WILLIAM G. RORK, Webster County, was born in Cincinnati, Ohio, January 23, 1859, and is a son of Wesley and Rachel (Bacon) Rork. He is the youngest of a family of ten children, and is of Scotch-Irish descent. The Rork family came from the "Emerald Isle" to America at an early date. The father of our subject was born where the Queen City of Ohio now stands, and afterward owned the land on which the principal part of the city has been erected. When William G. was nine years of age, he removed with his parents from Cincinnati to Sonora, Hardin Co., Ky., where he remained until he was nineteen years of age. In 1878 he went to Montgomery, Ala., and engaged in railroading in the South five years.

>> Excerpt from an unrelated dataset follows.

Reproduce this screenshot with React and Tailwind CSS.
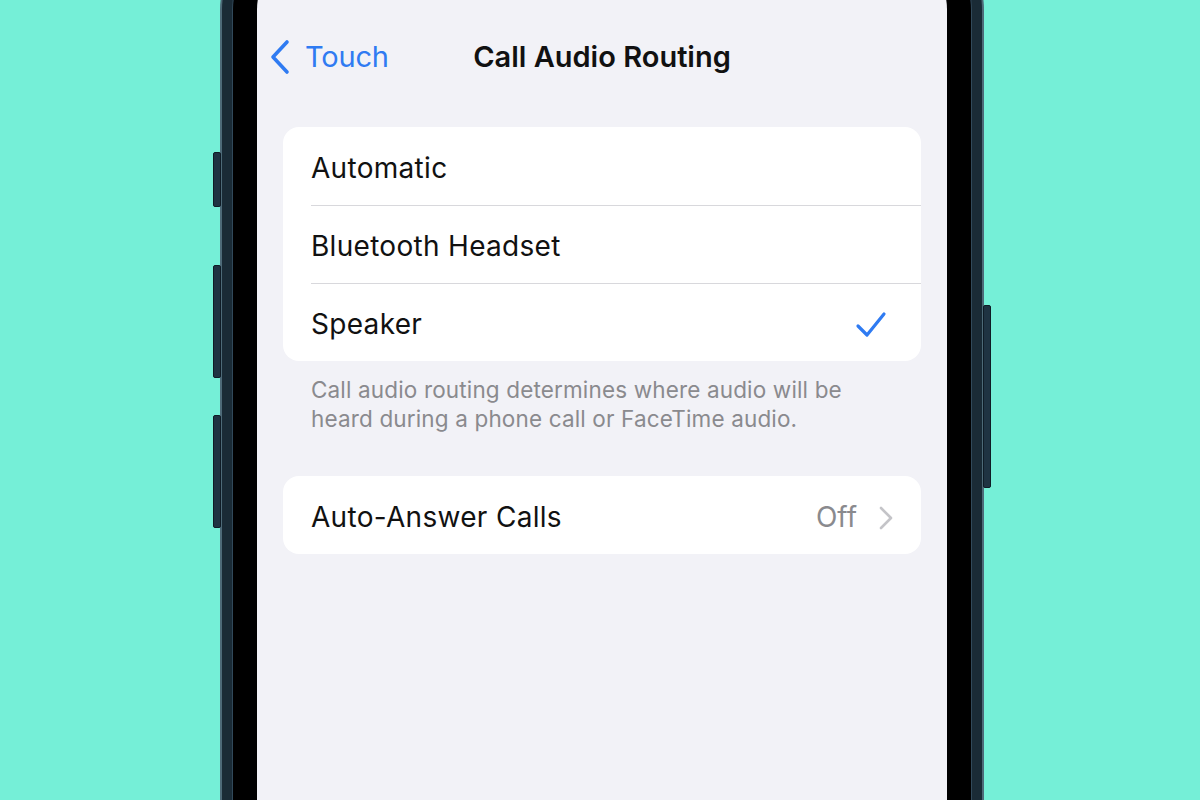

He then went to Louisville, Ky., and continued the same business there until 1883, when he came to Sebree, Webster County, and is now employed by the Louisville & Nashville Railway Company at this place. In the hotel business Mr. Rork has proved himself competent, as his success testifies. On coming to Sebree, he took charge of what is known as the Commercial House, which he conducted until April, 1884, when he became the proprietor of the Sebree Springs Hotel, and now has both houses under his management. During the summer of 1884 he had an average of 100 guests daily. Mr. Rork was married October 27, 1881, to Miss Lula Brown, of Green County, Ky., daughter of C.T. and Hattie Brown. Mr. Rork is a Democrat, and he and wife are members of the Methodist Episcopal Church South.